Mettre fin à l’évasion fiscale des entreprises et aux paradis fiscaux ? L’objectif semble à portée de main, disent les militants

Mettre fin à l'évasion fiscale des entreprises et aux paradis fiscaux ? L'objectif semble à portée de main, disent les militants

Pictured above, yachts moored in the port of Saint Helier, capital of the island of Jersey (a British dependency in the English Channel), a territory considered to be one of Europe’s primary tax havens.

(AFP/Oli Scarff)

Alors que le monde subit une pandémie qui a déjà causé la mort de plus de 3,3 millions de personnes, que celle-ci a engendré une perturbation complète de la « normalité » telle qu’on la connaissait, et que le chômage, la pauvreté et la faim s’intensifient partout dans le monde au sein des populations vulnérables, certaines des plus puissantes entreprises multinationales voient leurs bénéfices augmenter. Pire encore : elles abusent sans vergogne, bien qu’en toute légalité le plus souvent, des régimes fiscaux qui leur permettent d’éluder l’impôt pour un montant correspondant au salaire annuel de 34 millions d’infirmières, selon les calculs effectués par des organisations militantes. Cependant, ces abus pourraient se voir bientôt limités.
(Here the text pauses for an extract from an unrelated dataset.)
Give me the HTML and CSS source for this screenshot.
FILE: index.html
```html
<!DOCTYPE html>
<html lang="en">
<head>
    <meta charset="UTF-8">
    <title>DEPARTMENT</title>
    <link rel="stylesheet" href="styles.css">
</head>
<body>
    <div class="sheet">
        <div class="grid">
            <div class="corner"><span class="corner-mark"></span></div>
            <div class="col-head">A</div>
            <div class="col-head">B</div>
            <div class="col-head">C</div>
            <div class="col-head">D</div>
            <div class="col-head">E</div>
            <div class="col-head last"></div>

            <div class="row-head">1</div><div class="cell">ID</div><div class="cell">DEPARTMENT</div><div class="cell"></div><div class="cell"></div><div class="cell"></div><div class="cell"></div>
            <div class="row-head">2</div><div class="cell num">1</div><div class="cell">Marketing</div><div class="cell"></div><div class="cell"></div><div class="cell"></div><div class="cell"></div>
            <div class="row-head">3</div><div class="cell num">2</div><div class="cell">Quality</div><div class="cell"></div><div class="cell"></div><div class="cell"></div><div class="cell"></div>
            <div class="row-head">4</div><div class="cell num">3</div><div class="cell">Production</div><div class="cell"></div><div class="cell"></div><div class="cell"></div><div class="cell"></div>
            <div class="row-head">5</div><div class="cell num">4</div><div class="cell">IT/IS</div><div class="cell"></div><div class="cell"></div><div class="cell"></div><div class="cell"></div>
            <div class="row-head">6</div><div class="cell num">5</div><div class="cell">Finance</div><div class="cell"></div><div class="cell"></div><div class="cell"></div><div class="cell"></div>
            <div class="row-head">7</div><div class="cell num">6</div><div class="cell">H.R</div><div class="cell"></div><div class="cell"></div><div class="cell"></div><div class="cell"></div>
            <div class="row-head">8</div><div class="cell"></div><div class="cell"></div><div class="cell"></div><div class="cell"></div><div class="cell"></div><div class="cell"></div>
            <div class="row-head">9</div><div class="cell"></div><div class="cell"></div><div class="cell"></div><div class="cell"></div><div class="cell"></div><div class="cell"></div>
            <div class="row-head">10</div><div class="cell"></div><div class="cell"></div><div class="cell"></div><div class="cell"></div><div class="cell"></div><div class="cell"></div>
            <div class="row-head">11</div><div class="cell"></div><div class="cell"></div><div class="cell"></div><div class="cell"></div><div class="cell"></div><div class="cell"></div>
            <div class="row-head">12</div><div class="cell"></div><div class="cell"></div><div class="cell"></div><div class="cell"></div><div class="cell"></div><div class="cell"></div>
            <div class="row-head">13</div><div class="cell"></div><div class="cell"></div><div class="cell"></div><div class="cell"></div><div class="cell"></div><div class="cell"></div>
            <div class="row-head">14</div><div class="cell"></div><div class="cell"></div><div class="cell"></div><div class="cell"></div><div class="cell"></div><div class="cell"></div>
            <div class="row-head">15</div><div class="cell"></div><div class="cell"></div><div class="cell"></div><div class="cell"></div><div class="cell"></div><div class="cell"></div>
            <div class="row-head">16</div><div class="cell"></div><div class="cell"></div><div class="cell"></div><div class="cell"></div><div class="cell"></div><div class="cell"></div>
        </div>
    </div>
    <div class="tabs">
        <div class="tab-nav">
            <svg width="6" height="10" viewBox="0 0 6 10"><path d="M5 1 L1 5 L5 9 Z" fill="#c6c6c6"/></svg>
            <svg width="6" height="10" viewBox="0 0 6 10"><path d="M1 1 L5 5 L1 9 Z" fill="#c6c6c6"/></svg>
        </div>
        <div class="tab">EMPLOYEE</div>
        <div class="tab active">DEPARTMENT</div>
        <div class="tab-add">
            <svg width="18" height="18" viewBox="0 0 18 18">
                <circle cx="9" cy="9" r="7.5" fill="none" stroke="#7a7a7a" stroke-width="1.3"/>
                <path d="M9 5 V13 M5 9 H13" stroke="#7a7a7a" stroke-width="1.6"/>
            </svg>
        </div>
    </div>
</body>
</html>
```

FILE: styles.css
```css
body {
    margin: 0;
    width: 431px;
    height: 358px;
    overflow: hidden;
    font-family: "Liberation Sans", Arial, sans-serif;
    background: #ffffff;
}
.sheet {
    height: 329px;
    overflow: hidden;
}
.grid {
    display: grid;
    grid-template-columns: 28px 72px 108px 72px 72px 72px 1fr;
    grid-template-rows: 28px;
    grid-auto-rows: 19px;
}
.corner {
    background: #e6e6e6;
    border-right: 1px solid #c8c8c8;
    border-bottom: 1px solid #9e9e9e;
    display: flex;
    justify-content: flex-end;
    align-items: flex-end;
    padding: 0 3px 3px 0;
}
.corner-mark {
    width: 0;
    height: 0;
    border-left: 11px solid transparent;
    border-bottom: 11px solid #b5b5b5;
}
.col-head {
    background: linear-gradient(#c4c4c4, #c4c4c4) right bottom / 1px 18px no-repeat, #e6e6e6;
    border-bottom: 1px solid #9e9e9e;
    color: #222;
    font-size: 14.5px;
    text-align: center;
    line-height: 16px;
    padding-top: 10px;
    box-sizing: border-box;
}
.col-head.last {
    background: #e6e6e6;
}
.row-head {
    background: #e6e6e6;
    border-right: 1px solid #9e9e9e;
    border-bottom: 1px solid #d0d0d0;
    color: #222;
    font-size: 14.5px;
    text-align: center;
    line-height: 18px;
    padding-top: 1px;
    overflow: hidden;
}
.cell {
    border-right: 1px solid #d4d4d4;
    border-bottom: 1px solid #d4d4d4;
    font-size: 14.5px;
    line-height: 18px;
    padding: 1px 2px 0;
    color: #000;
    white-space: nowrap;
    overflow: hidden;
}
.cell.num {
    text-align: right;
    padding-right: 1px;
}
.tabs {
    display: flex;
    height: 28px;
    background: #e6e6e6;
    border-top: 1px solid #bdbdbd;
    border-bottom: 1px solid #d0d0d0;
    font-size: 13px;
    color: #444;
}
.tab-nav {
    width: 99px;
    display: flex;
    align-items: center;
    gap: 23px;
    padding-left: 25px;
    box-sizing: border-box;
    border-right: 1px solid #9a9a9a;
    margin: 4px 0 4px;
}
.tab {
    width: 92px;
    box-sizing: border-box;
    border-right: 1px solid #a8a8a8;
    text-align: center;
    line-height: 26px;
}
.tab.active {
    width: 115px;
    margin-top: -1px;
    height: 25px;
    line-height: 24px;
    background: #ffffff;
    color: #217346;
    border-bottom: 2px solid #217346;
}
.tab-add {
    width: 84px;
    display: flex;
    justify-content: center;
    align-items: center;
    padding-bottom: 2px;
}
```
Des organisations de la société civile, des syndicats, des universitaires et des économistes ont mené une campagne de pression sur les dirigeants des économies les plus puissantes pour les pousser à conclure un accord préliminaire visant à empêcher que les grandes entreprises continuent à éluder le paiement de l’impôt grâce aux paradis fiscaux, ces territoires qui appliquent des taux d’imposition minimes sur les bénéfices réalisés à l’étranger. Cette évasion fiscale, qui frappe de manière disproportionnée les pays à faible revenu, s’élève à des milliards de dollars par an.
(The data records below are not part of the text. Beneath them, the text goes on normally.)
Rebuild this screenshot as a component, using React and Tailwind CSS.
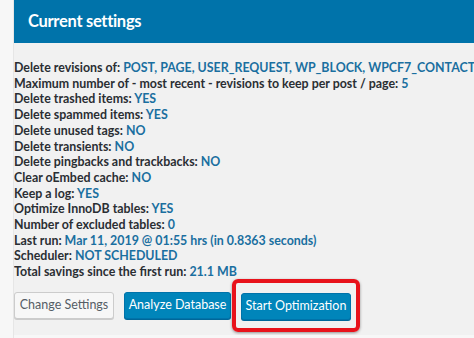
import React from "react";

const rows = [
  ["Delete revisions of:", "POST, PAGE, USER_REQUEST, WP_BLOCK, WPCF7_CONTACT_FORM"],
  ["Maximum number of - most recent - revisions to keep per post / page:", "5"],
  ["Delete trashed items:", "YES"],
  ["Delete spammed items:", "YES"],
  ["Delete unused tags:", "NO"],
  ["Delete transients:", "NO"],
  ["Delete pingbacks and trackbacks:", "NO"],
  ["Clear oEmbed cache:", "NO"],
  ["Keep a log:", "YES"],
  ["Optimize InnoDB tables:", "YES"],
  ["Number of excluded tables:", "0"],
  ["Last run:", "Mar 11, 2019 @ 01:55 hrs (in 0.8363 seconds)"],
  ["Scheduler:", "NOT SCHEDULED"],
  ["Total savings since the first run:", "21.1 MB"],
];

const App = () => {
  return (
    <div
      className="w-[474px] h-[338px] overflow-hidden bg-[#f7f7f7] flex"
      style={{ fontFamily: 'Lato, "Open Sans", sans-serif' }}
    >
      <div className="w-[14px] shrink-0 border-r border-[#e6e6e6]" />
      <div className="flex-1 flex flex-col h-[335px] bg-[#f1f1f1] overflow-hidden">
        <div className="h-[43px] shrink-0 bg-[#0073aa] flex items-center pl-[14px]">
          <h2 className="text-white text-[16.5px] font-bold tracking-[-0.3px] pb-[1px]">Current settings</h2>
        </div>
        <div className="pt-[17px] flex flex-col text-[12.4px] leading-[15.7px] font-bold whitespace-nowrap">
          {rows.map(([label, value]) => (
            <div key={label} className="text-[#2a2e33] overflow-hidden">
              {label} <span className="text-[#1a6fa0]">{value}</span>
            </div>
          ))}
        </div>
        <div className="flex items-center gap-[10px] mt-[12px]">
          <button className="h-[27px] w-[100px] bg-[#f7f7f7] border border-[#cccccc] rounded-[3px] text-[12.5px] text-[#555d66] shadow-[0_1px_0_#ccc]">
            Change Settings
          </button>
          <button className="h-[27px] w-[107px] bg-[#0085ba] border border-[#0073aa] rounded-[3px] text-[12.5px] text-white shadow-[0_1px_0_#006799]">
            Analyze Database
          </button>
          <div className="relative">
            <button className="h-[27px] w-[110px] bg-[#0085ba] border border-[#0073aa] rounded-[3px] text-[12.5px] text-white shadow-[0_1px_0_#006799]">
              Start Optimization
            </button>
            <div className="absolute left-[-9px] top-[-13px] w-[128px] h-[53px] border-[4px] border-[#e8121b] rounded-[6px] shadow-[0_1px_3px_rgba(0,0,0,0.4)]" />
          </div>
        </div>
      </div>
    </div>
  );
};

export default App;
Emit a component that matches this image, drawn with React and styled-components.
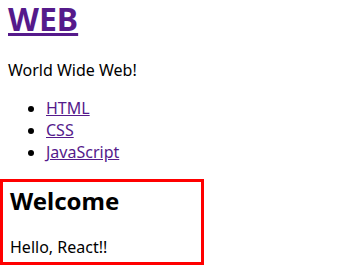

Avancées dans un contexte de pandémie

« Nous avons probablement remporté plus de victoires » depuis la fin de l’année 2020 « qu’en dix de travail sur ces questions », a déclaré à Equal Times Paul Monaghan, le directeur général de Fair Tax Mark, organisation de la société civile implantée au Royaume-Uni qui délivre des certificats aux entreprises fiscalement responsables. « Des changements fondamentaux sont en train de se produire ».
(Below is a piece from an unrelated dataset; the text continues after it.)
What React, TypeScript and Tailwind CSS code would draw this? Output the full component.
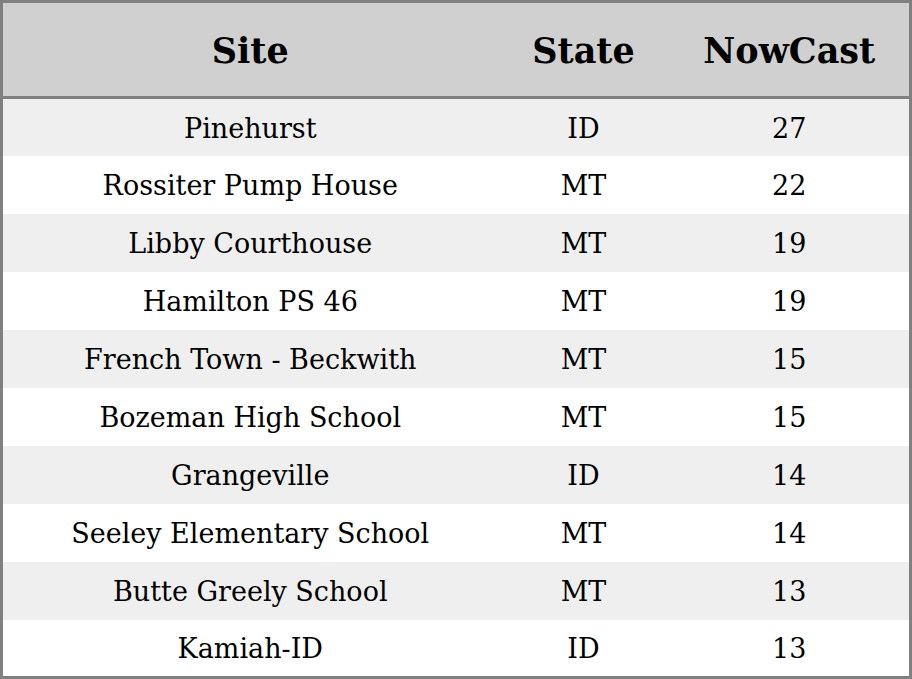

La transformation à laquelle M. Monaghan fait référence pourrait se concrétiser lors de la réunion du 8 juillet des ministres des Finances du G20, un club dont les membres représentent ensemble environ 90 % du PIB mondial, 80 % du commerce mondial et deux tiers de la population mondiale. La réunion, parrainée par l’Organisation de coopération et de développement économiques (OCDE), vise à convenir de nouvelles règles d’imposition des échanges transfrontaliers et à fixer un taux minimum mondial d’imposition des entreprises, ce qui pourrait contribuer à les dissuader de déclarer leurs bénéfices dans d’autres juridictions. « Aujourd’hui, toutes les conditions sont réunies pour trouver une solution consensuelle », a déclaré l’OCDE en février dernier.

Il est vrai que la crise sanitaire est venue s’ajouter à la publication de nouvelles données sur le manque à gagner pour les caisses de l’État, aux nombreux appels d’experts et de militant à plus de justice fiscale, et à la plus grande sensibilisation du public. Cette crise a mis en lumière non seulement les carences des systèmes de santé du monde entier, confrontés à des difficultés de financement, mais aussi les sommes considérables nécessaires à la relance des économies nationales.

Face à ces changements imminents, « pour la première fois, les investisseurs classiques ne voient plus l’évasion fiscale comme un outil rapportant davantage d’argent à leurs actionnaires, mais comme une pratique à haut risque », a précisé M. Monaghan.

« Pour que les règles fonctionnent, il n’est même pas nécessaire que l’ensemble des pays accepte de les suivre. Pour assurer le changement, il suffira que les pays du G20 décident de les suivre ».

La proposition d’un taux minimum mondial d’impôt sur les sociétés pour les entreprises multinationales a pris un nouvel élan après que la secrétaire au Trésor étasunienne, Janet Yellen, ait réitéré, début avril, le soutien total des États-Unis à cette mesure. Une semaine plus tard, les dirigeants financiers du G20 réaffirmaient eux aussi leur volonté de parvenir à un accord international au milieu de l’année 2021.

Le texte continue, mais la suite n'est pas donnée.